RE:         Southwest Airlines Co.
File No. 001-07259
Form 10-K: For the fiscal year ended December 31, 2008
Form 10-Q: For the quarterly period ended June 30, 2009


Dear Mr. Shenk:

           On behalf of Southwest Airlines Co. (the “Company”), set forth below are our responses to the additional comments of the staff (the “Staff”) of the Securities and Exchange Commission in its letter dated September 29, 2009 with respect to the referenced documents.  For ease of reference, we have reproduced below the full text of the Staff’s comments, each of which is followed by the Company’s response.

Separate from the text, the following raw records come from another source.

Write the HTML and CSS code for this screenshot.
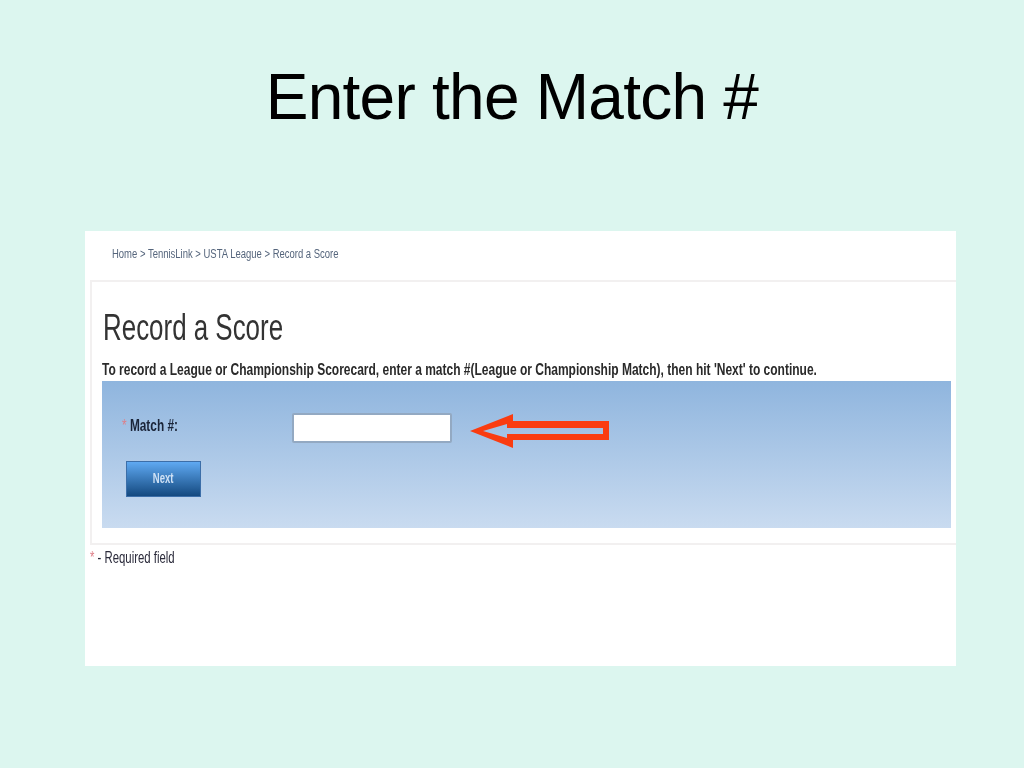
FILE: index.html
```html
<!DOCTYPE html>
<html lang="en">
<head>
    <meta charset="UTF-8">
    <meta name="viewport" content="width=device-width, initial-scale=1.0">
    <title>Enter the Match #</title>
    <link rel="stylesheet" href="styles.css">
</head>
<body>
    <h1 class="slide-title">Enter the Match #</h1>

    <div class="shot">
        <div class="breadcrumb"><span class="squeeze">Home &gt; TennisLink &gt; USTA League &gt; Record a Score</span></div>

        <div class="panel">
            <h2 class="panel-title"><span class="squeeze">Record a Score</span></h2>
            <p class="intro"><span class="squeeze">To record a League or Championship Scorecard, enter a match #(League or Championship Match), then hit 'Next' to continue.</span></p>

            <div class="form-box">
                <div class="form-row">
                    <label class="form-label"><span class="squeeze"><span class="star">*</span> Match #:</span></label>
                    <input class="match-input" type="text">
                    <!-- Red callout arrow -->
                    <svg class="arrow" width="143" height="36" viewBox="0 0 143 36">
                        <path d="M2 18 L45 1 L45 8 L141 8 L141 27 L45 27 L45 35 Z M15 18 L39 25 L39 21 L135 21 L135 15 L39 15 L39 11 Z" fill="#fa3c10" fill-rule="evenodd"/>
                    </svg>
                </div>
                <button class="next-btn" type="button"><span class="squeeze">Next</span></button>
            </div>
        </div>

        <p class="required"><span class="squeeze"><span class="star">*</span> - Required field</span></p>
    </div>
</body>
</html>
```

FILE: styles.css
```css
body {
    font-family: "Liberation Sans", Arial, sans-serif;
    background-color: #dcf6ef;
    margin: 0;
    padding: 0;
}

.slide-title {
    margin: 0;
    height: 231px;
    padding-top: 60px;
    box-sizing: border-box;
    text-align: center;
    font-size: 64px;
    line-height: 74px;
    letter-spacing: -0.75px;
    font-weight: normal;
    color: #000;
}

.shot {
    width: 871px;
    height: 435px;
    margin-left: 85px;
    background: #fff;
    overflow: hidden;
}

.squeeze {
    display: inline-block;
    white-space: nowrap;
    transform-origin: left center;
    filter: blur(0.35px);
}

.breadcrumb {
    height: 49px;
    padding: 15px 0 0 27px;
    box-sizing: border-box;
    font-size: 12px;
    line-height: 16px;
    color: #55657c;
}

.breadcrumb .squeeze {
    transform: scaleX(0.79);
}

.panel {
    height: 265px;
    margin-left: 5px;
    padding: 0 5px 0 10px;
    box-sizing: border-box;
    border: 2px solid #f2f0f0;
    border-right: none;
}

.panel-title {
    margin: 0 0 0 1px;
    padding-top: 25px;
    font-size: 36px;
    line-height: 42px;
    font-weight: normal;
    color: #333;
}

.panel-title .squeeze {
    transform: scaleX(0.72);
}

.intro {
    margin: 11px 0 0;
    font-size: 16px;
    line-height: 20px;
    font-weight: bold;
    color: #2a2a2a;
}

.intro .squeeze {
    transform: scaleX(0.75);
}

.form-box {
    height: 147px;
    margin-top: 1px;
    padding: 32px 0 0 24px;
    box-sizing: border-box;
    background: linear-gradient(#8fb5de, #c9dbf0);
}

.form-row {
    display: flex;
    align-items: center;
    height: 30px;
}

.form-label {
    width: 170px;
    margin: -4px 0 0 -4px;
    font-size: 16px;
    font-weight: bold;
    color: #1a2438;
}

.form-label .squeeze {
    transform: scaleX(0.74);
}

.star {
    color: #de7f88;
    font-weight: normal;
}

.match-input {
    width: 160px;
    height: 30px;
    box-sizing: border-box;
    background: #fff;
    border: 2px solid #93a9c2;
    border-radius: 2px;
    padding: 0;
}

.arrow {
    margin: 6px 0 0 16px;
}

.next-btn {
    display: block;
    width: 75px;
    height: 36px;
    margin-top: 18px;
    padding: 0 0 2px;
    border: 1px solid #3c6ea8;
    background: linear-gradient(#5fa9f2, #14497f);
    color: #cfe1f5;
    font-family: inherit;
    font-size: 14px;
    font-weight: bold;
}

.next-btn .squeeze {
    transform: scaleX(0.68);
    transform-origin: center;
}

.required {
    margin: 3px 0 0 5px;
    font-size: 16px;
    line-height: 20px;
    color: #2a2a3a;
}

.required .squeeze {
    transform: scaleX(0.71);
}
```
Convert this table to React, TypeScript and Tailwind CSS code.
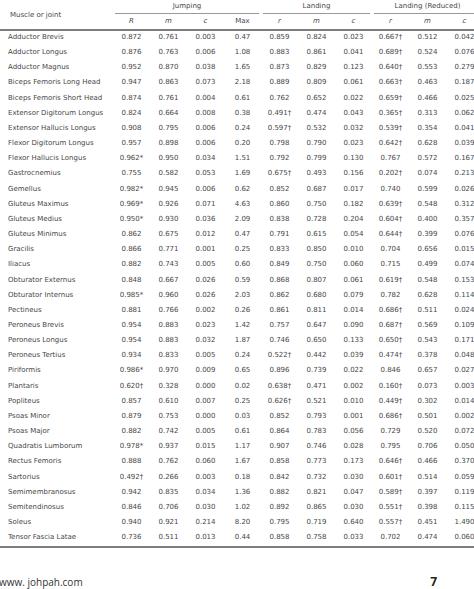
const rows: string[][] = [
  ["Adductor Brevis", "0.872", "0.761", "0.003", "0.47", "0.859", "0.824", "0.023", "0.667†", "0.512", "0.042"],
  ["Adductor Longus", "0.876", "0.763", "0.006", "1.08", "0.883", "0.861", "0.041", "0.689†", "0.524", "0.076"],
  ["Adductor Magnus", "0.952", "0.870", "0.038", "1.65", "0.873", "0.829", "0.123", "0.640†", "0.553", "0.279"],
  ["Biceps Femoris Long Head", "0.947", "0.863", "0.073", "2.18", "0.889", "0.809", "0.061", "0.663†", "0.463", "0.187"],
  ["Biceps Femoris Short Head", "0.874", "0.761", "0.004", "0.61", "0.762", "0.652", "0.022", "0.659†", "0.466", "0.025"],
  ["Extensor Digitorum Longus", "0.824", "0.664", "0.008", "0.38", "0.491†", "0.474", "0.043", "0.365†", "0.313", "0.062"],
  ["Extensor Hallucis Longus", "0.908", "0.795", "0.006", "0.24", "0.597†", "0.532", "0.032", "0.539†", "0.354", "0.041"],
  ["Flexor Digitorum Longus", "0.957", "0.898", "0.006", "0.20", "0.798", "0.790", "0.023", "0.642†", "0.628", "0.039"],
  ["Flexor Hallucis Longus", "0.962*", "0.950", "0.034", "1.51", "0.792", "0.799", "0.130", "0.767", "0.572", "0.167"],
  ["Gastrocnemius", "0.755", "0.582", "0.053", "1.69", "0.675†", "0.493", "0.156", "0.202†", "0.074", "0.213"],
  ["Gemellus", "0.982*", "0.945", "0.006", "0.62", "0.852", "0.687", "0.017", "0.740", "0.599", "0.026"],
  ["Gluteus Maximus", "0.969*", "0.926", "0.071", "4.63", "0.860", "0.750", "0.182", "0.639†", "0.548", "0.312"],
  ["Gluteus Medius", "0.950*", "0.930", "0.036", "2.09", "0.838", "0.728", "0.204", "0.604†", "0.400", "0.357"],
  ["Gluteus Minimus", "0.862", "0.675", "0.012", "0.47", "0.791", "0.615", "0.054", "0.644†", "0.399", "0.076"],
  ["Gracilis", "0.866", "0.771", "0.001", "0.25", "0.833", "0.850", "0.010", "0.704", "0.656", "0.015"],
  ["Iliacus", "0.882", "0.743", "0.005", "0.60", "0.849", "0.750", "0.060", "0.715", "0.499", "0.074"],
  ["Obturator Externus", "0.848", "0.667", "0.026", "0.59", "0.868", "0.807", "0.061", "0.619†", "0.548", "0.153"],
  ["Obturator Internus", "0.985*", "0.960", "0.026", "2.03", "0.862", "0.680", "0.079", "0.782", "0.628", "0.114"],
  ["Pectineus", "0.881", "0.766", "0.002", "0.26", "0.861", "0.811", "0.014", "0.686†", "0.511", "0.024"],
  ["Peroneus Brevis", "0.954", "0.883", "0.023", "1.42", "0.757", "0.647", "0.090", "0.687†", "0.569", "0.109"],
  ["Peroneus Longus", "0.954", "0.883", "0.032", "1.87", "0.746", "0.650", "0.133", "0.650†", "0.543", "0.171"],
  ["Peroneus Tertius", "0.934", "0.833", "0.005", "0.24", "0.522†", "0.442", "0.039", "0.474†", "0.378", "0.048"],
  ["Piriformis", "0.986*", "0.970", "0.009", "0.65", "0.896", "0.739", "0.022", "0.846", "0.657", "0.027"],
  ["Plantaris", "0.620†", "0.328", "0.000", "0.02", "0.638†", "0.471", "0.002", "0.160†", "0.073", "0.003"],
  ["Popliteus", "0.857", "0.610", "0.007", "0.25", "0.626†", "0.521", "0.010", "0.449†", "0.302", "0.014"],
  ["Psoas Minor", "0.879", "0.753", "0.000", "0.03", "0.852", "0.793", "0.001", "0.686†", "0.501", "0.002"],
  ["Psoas Major", "0.882", "0.742", "0.005", "0.61", "0.864", "0.783", "0.056", "0.729", "0.520", "0.072"],
  ["Quadratis Lumborum", "0.978*", "0.937", "0.015", "1.17", "0.907", "0.746", "0.028", "0.795", "0.706", "0.050"],
  ["Rectus Femoris", "0.888", "0.762", "0.060", "1.67", "0.858", "0.773", "0.173", "0.646†", "0.466", "0.370"],
  ["Sartorius", "0.492†", "0.266", "0.003", "0.18", "0.842", "0.732", "0.030", "0.601†", "0.514", "0.059"],
  ["Semimembranosus", "0.942", "0.835", "0.034", "1.36", "0.882", "0.821", "0.047", "0.589†", "0.397", "0.119"],
  ["Semitendinosus", "0.846", "0.706", "0.030", "1.02", "0.892", "0.865", "0.030", "0.551†", "0.398", "0.115"],
  ["Soleus", "0.940", "0.921", "0.214", "8.20", "0.795", "0.719", "0.640", "0.557†", "0.451", "1.490"],
  ["Tensor Fascia Latae", "0.736", "0.511", "0.013", "0.44", "0.858", "0.758", "0.033", "0.702", "0.474", "0.060"],
]

const subheads = [
  { label: "R", italic: true },
  { label: "m", italic: true },
  { label: "c", italic: true },
  { label: "Max", italic: false },
  { label: "r", italic: true },
  { label: "m", italic: true },
  { label: "c", italic: true },
  { label: "r", italic: true },
  { label: "m", italic: true },
  { label: "c", italic: true },
]

const groups = [
  { label: "Jumping", width: "w-[148px]" },
  { label: "Landing", width: "w-[111px]" },
  { label: "Landing (Reduced)", width: "w-[111px]" },
]

export default function App() {
  return (
    <div className="w-[474px] h-[589px] overflow-hidden bg-white text-[#474747] font-['DejaVu_Sans',sans-serif]">
      <div className="w-[486px] text-[7px]">
        {/* header */}
        <div className="flex h-[29px]">
          <div className="w-[113px] shrink-0 flex items-center pl-[10px] pt-[1px]">Muscle or joint</div>
          <div className="flex flex-col">
            <div className="flex h-[14px]">
              {groups.map((g) => (
                <div key={g.label} className={`${g.width} shrink-0 px-[2px]`}>
                  <div className="h-full border-b border-[#9a9a9a] text-center leading-[12px]">{g.label}</div>
                </div>
              ))}
            </div>
            <div className="flex h-[15px]">
              {subheads.map((s, i) => (
                <div
                  key={i}
                  className={`w-[37px] shrink-0 text-center leading-[15px] ${s.italic ? "italic" : ""}`}
                >
                  {s.label}
                </div>
              ))}
            </div>
          </div>
        </div>
        <div className="h-[2px] bg-[#7d7d7d]" />

        {/* body */}
        <div className="flex flex-col">
          {rows.map((row) => (
            <div key={row[0]} className="flex h-[15.17px] leading-[13px]">
              <div className="w-[113px] shrink-0 pl-[8px] whitespace-nowrap">{row[0]}</div>
              {row.slice(1).map((v, i) => (
                <div key={i} className="w-[37px] shrink-0 text-center whitespace-nowrap">
                  {v}
                </div>
              ))}
            </div>
          ))}
        </div>
        <div className="h-[2px] bg-[#7d7d7d]" />
      </div>

      {/* footer */}
      <div className="flex items-center justify-between pt-[27px] pr-[37px] leading-[14px]">
        <span className="text-[10px] text-[#333] font-['Open_Sans',sans-serif] -ml-[1px]">www. johpah.com</span>
        <span className="text-[12px] font-bold text-[#222] font-['Open_Sans',sans-serif]">7</span>
      </div>
    </div>
  )
}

Form 10-K:  For the fiscal year ended December 31, 2008

Item 8.  Financial Statements and Supplementary Data

Note 1.  Summary of Significant Accounting Policies

Frequent flyer program, page 50

1.  
Per your response to our prior comment number 4, you believe that your accounting policy for frequent flyer credits is consistent with the guidance outlined in the AICPA Audit and Accounting Guide for Airlines (the “Airline Guide”).  However, we do not concur with your conclusion.  In this regard, we note that paragraph 3.108 of the Airline Guide states that under the incremental cost method, a liability is recorded for the incremental cost associated with rewarding those frequent flyer program (“FFP”) members expected to redeem mileage credits.  In addition, paragraph 3.109 of the Airline Guide states that a key factor in estimating an FFP obligation under the incremental cost method is the estimate of mileage credits that are expected to be redeemed.  While we acknowledge from your response that a significant amount of your FFP members’ flight credits expire unused, we believe that the exclusion of all partially earned awards from your liability implies that it is not probable that any of the excluded flight credits will ultimately be redeemed by your program’s members.  Furthermore, per your disclosure regarding your “Rapid Rewards Frequent Flyer Program” on page 6, it appears that the liability that you recognize is based upon the incremental costs attributable to earned awards that you expect to be redeemed.  In this regard, we believe that taking into consideration the probability of partially earned awards being fully earned and redeemed would be consistent with your practice of taking into consideration the probability of fully earned awards not being redeemed.  Based upon the observations noted above, we believe that your liability for frequent flyer awards should also include an accrual for partially earned awards that you expect will be fully earned and redeemed.  Please revise your accounting policy accordingly, or advise.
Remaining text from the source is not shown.